◆ REQUIRED TASK
Reproduce the lines of the material exactly, excluding every image.

◆ DATA
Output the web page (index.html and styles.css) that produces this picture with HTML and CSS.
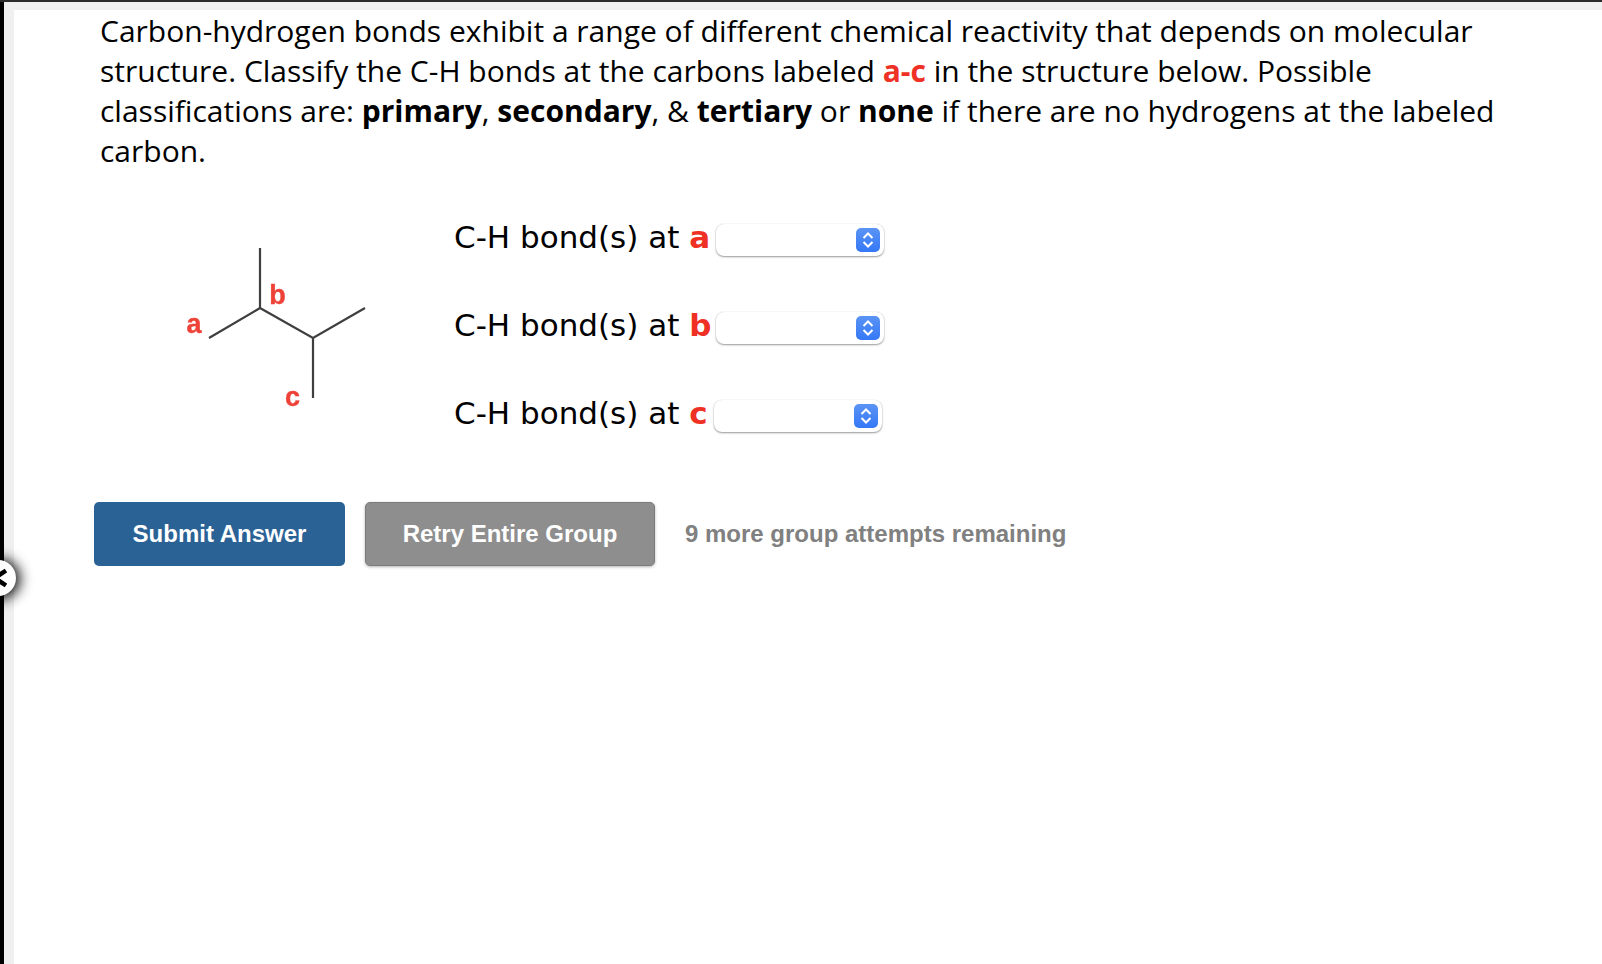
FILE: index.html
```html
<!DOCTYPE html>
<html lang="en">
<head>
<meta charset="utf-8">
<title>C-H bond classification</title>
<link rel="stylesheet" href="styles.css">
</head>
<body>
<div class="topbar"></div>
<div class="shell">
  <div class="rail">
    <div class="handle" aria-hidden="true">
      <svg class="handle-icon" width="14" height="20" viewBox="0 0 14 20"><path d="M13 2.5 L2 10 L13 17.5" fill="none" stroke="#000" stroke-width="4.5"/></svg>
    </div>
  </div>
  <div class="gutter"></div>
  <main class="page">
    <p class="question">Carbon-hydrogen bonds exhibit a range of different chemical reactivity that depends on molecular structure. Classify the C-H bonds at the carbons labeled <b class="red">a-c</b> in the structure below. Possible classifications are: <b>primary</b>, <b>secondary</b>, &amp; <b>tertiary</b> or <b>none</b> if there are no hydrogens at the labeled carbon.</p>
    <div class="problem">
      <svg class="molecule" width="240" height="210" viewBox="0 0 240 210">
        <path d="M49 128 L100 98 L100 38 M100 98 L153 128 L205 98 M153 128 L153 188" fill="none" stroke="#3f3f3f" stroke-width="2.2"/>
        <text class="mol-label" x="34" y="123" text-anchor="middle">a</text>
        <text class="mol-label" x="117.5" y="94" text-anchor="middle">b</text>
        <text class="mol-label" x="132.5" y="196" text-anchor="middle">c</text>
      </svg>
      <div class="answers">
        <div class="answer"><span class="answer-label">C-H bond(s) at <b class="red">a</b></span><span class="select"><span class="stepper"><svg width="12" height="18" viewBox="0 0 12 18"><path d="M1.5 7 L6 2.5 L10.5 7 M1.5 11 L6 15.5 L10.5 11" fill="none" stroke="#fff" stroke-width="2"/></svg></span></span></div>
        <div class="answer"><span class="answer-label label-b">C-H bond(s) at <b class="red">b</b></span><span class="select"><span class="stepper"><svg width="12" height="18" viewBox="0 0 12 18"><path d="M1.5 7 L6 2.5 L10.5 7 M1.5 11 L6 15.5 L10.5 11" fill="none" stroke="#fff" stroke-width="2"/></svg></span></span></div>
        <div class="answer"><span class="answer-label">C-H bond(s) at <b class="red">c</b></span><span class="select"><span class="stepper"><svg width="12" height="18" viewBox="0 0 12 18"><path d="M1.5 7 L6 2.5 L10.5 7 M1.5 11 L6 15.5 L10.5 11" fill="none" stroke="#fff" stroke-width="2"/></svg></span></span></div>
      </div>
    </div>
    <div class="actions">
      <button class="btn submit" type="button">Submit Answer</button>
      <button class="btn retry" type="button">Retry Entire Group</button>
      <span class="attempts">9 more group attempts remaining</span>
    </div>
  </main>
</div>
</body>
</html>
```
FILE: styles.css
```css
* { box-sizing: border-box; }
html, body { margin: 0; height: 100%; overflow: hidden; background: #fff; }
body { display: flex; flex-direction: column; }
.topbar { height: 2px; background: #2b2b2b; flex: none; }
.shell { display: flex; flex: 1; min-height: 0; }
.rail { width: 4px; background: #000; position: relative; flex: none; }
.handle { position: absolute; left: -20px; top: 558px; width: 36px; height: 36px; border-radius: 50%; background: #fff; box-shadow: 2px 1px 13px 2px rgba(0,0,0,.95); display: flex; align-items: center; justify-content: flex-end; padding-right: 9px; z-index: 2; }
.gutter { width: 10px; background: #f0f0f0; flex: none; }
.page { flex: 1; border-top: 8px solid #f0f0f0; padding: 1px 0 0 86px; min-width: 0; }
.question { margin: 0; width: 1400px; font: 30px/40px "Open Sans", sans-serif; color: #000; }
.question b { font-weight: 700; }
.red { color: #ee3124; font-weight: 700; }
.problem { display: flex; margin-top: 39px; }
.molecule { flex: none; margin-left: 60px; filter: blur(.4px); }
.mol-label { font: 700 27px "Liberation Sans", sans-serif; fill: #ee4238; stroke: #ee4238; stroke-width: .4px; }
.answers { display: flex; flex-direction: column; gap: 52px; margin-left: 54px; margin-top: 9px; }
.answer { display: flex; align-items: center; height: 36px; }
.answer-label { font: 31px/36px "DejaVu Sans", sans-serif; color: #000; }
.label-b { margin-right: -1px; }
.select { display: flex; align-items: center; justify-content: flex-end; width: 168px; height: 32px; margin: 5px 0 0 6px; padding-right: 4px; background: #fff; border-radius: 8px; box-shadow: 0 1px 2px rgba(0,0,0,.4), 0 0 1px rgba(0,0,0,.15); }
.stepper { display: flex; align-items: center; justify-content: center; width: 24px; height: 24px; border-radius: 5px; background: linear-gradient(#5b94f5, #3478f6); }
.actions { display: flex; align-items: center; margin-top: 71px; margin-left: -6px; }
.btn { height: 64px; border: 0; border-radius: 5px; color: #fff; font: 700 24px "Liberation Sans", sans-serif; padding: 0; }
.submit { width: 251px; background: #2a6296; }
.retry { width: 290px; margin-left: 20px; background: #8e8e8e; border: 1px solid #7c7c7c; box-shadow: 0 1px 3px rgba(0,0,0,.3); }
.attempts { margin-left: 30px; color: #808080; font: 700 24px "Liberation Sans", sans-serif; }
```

◆ RESPONSE TO THIS TASK
Output the web page (index.html and styles.css) that produces this picture with HTML and CSS.
FILE: index.html
```html
<!DOCTYPE html>
<html lang="en">
<head>
<meta charset="utf-8">
<title>C-H bond classification</title>
<link rel="stylesheet" href="styles.css">
</head>
<body>
<div class="topbar"></div>
<div class="shell">
  <div class="rail">
    <div class="handle" aria-hidden="true">
      <svg class="handle-icon" width="14" height="20" viewBox="0 0 14 20"><path d="M13 2.5 L2 10 L13 17.5" fill="none" stroke="#000" stroke-width="4.5"/></svg>
    </div>
  </div>
  <div class="gutter"></div>
  <main class="page">
    <p class="question">Carbon-hydrogen bonds exhibit a range of different chemical reactivity that depends on molecular structure. Classify the C-H bonds at the carbons labeled <b class="red">a-c</b> in the structure below. Possible classifications are: <b>primary</b>, <b>secondary</b>, &amp; <b>tertiary</b> or <b>none</b> if there are no hydrogens at the labeled carbon.</p>
    <div class="problem">
      <svg class="molecule" width="240" height="210" viewBox="0 0 240 210">
        <path d="M49 128 L100 98 L100 38 M100 98 L153 128 L205 98 M153 128 L153 188" fill="none" stroke="#3f3f3f" stroke-width="2.2"/>
        <text class="mol-label" x="34" y="123" text-anchor="middle">a</text>
        <text class="mol-label" x="117.5" y="94" text-anchor="middle">b</text>
        <text class="mol-label" x="132.5" y="196" text-anchor="middle">c</text>
      </svg>
      <div class="answers">
        <div class="answer"><span class="answer-label">C-H bond(s) at <b class="red">a</b></span><span class="select"><span class="stepper"><svg width="12" height="18" viewBox="0 0 12 18"><path d="M1.5 7 L6 2.5 L10.5 7 M1.5 11 L6 15.5 L10.5 11" fill="none" stroke="#fff" stroke-width="2"/></svg></span></span></div>
        <div class="answer"><span class="answer-label label-b">C-H bond(s) at <b class="red">b</b></span><span class="select"><span class="stepper"><svg width="12" height="18" viewBox="0 0 12 18"><path d="M1.5 7 L6 2.5 L10.5 7 M1.5 11 L6 15.5 L10.5 11" fill="none" stroke="#fff" stroke-width="2"/></svg></span></span></div>
        <div class="answer"><span class="answer-label">C-H bond(s) at <b class="red">c</b></span><span class="select"><span class="stepper"><svg width="12" height="18" viewBox="0 0 12 18"><path d="M1.5 7 L6 2.5 L10.5 7 M1.5 11 L6 15.5 L10.5 11" fill="none" stroke="#fff" stroke-width="2"/></svg></span></span></div>
      </div>
    </div>
    <div class="actions">
      <button class="btn submit" type="button">Submit Answer</button>
      <button class="btn retry" type="button">Retry Entire Group</button>
      <span class="attempts">9 more group attempts remaining</span>
    </div>
  </main>
</div>
</body>
</html>
```
FILE: styles.css
```css
* { box-sizing: border-box; }
html, body { margin: 0; height: 100%; overflow: hidden; background: #fff; }
body { display: flex; flex-direction: column; }
.topbar { height: 2px; background: #2b2b2b; flex: none; }
.shell { display: flex; flex: 1; min-height: 0; }
.rail { width: 4px; background: #000; position: relative; flex: none; }
.handle { position: absolute; left: -20px; top: 558px; width: 36px; height: 36px; border-radius: 50%; background: #fff; box-shadow: 2px 1px 13px 2px rgba(0,0,0,.95); display: flex; align-items: center; justify-content: flex-end; padding-right: 9px; z-index: 2; }
.gutter { width: 10px; background: #f0f0f0; flex: none; }
.page { flex: 1; border-top: 8px solid #f0f0f0; padding: 1px 0 0 86px; min-width: 0; }
.question { margin: 0; width: 1400px; font: 30px/40px "Open Sans", sans-serif; color: #000; }
.question b { font-weight: 700; }
.red { color: #ee3124; font-weight: 700; }
.problem { display: flex; margin-top: 39px; }
.molecule { flex: none; margin-left: 60px; filter: blur(.4px); }
.mol-label { font: 700 27px "Liberation Sans", sans-serif; fill: #ee4238; stroke: #ee4238; stroke-width: .4px; }
.answers { display: flex; flex-direction: column; gap: 52px; margin-left: 54px; margin-top: 9px; }
.answer { display: flex; align-items: center; height: 36px; }
.answer-label { font: 31px/36px "DejaVu Sans", sans-serif; color: #000; }
.label-b { margin-right: -1px; }
.select { display: flex; align-items: center; justify-content: flex-end; width: 168px; height: 32px; margin: 5px 0 0 6px; padding-right: 4px; background: #fff; border-radius: 8px; box-shadow: 0 1px 2px rgba(0,0,0,.4), 0 0 1px rgba(0,0,0,.15); }
.stepper { display: flex; align-items: center; justify-content: center; width: 24px; height: 24px; border-radius: 5px; background: linear-gradient(#5b94f5, #3478f6); }
.actions { display: flex; align-items: center; margin-top: 71px; margin-left: -6px; }
.btn { height: 64px; border: 0; border-radius: 5px; color: #fff; font: 700 24px "Liberation Sans", sans-serif; padding: 0; }
.submit { width: 251px; background: #2a6296; }
.retry { width: 290px; margin-left: 20px; background: #8e8e8e; border: 1px solid #7c7c7c; box-shadow: 0 1px 3px rgba(0,0,0,.3); }
.attempts { margin-left: 30px; color: #808080; font: 700 24px "Liberation Sans", sans-serif; }
```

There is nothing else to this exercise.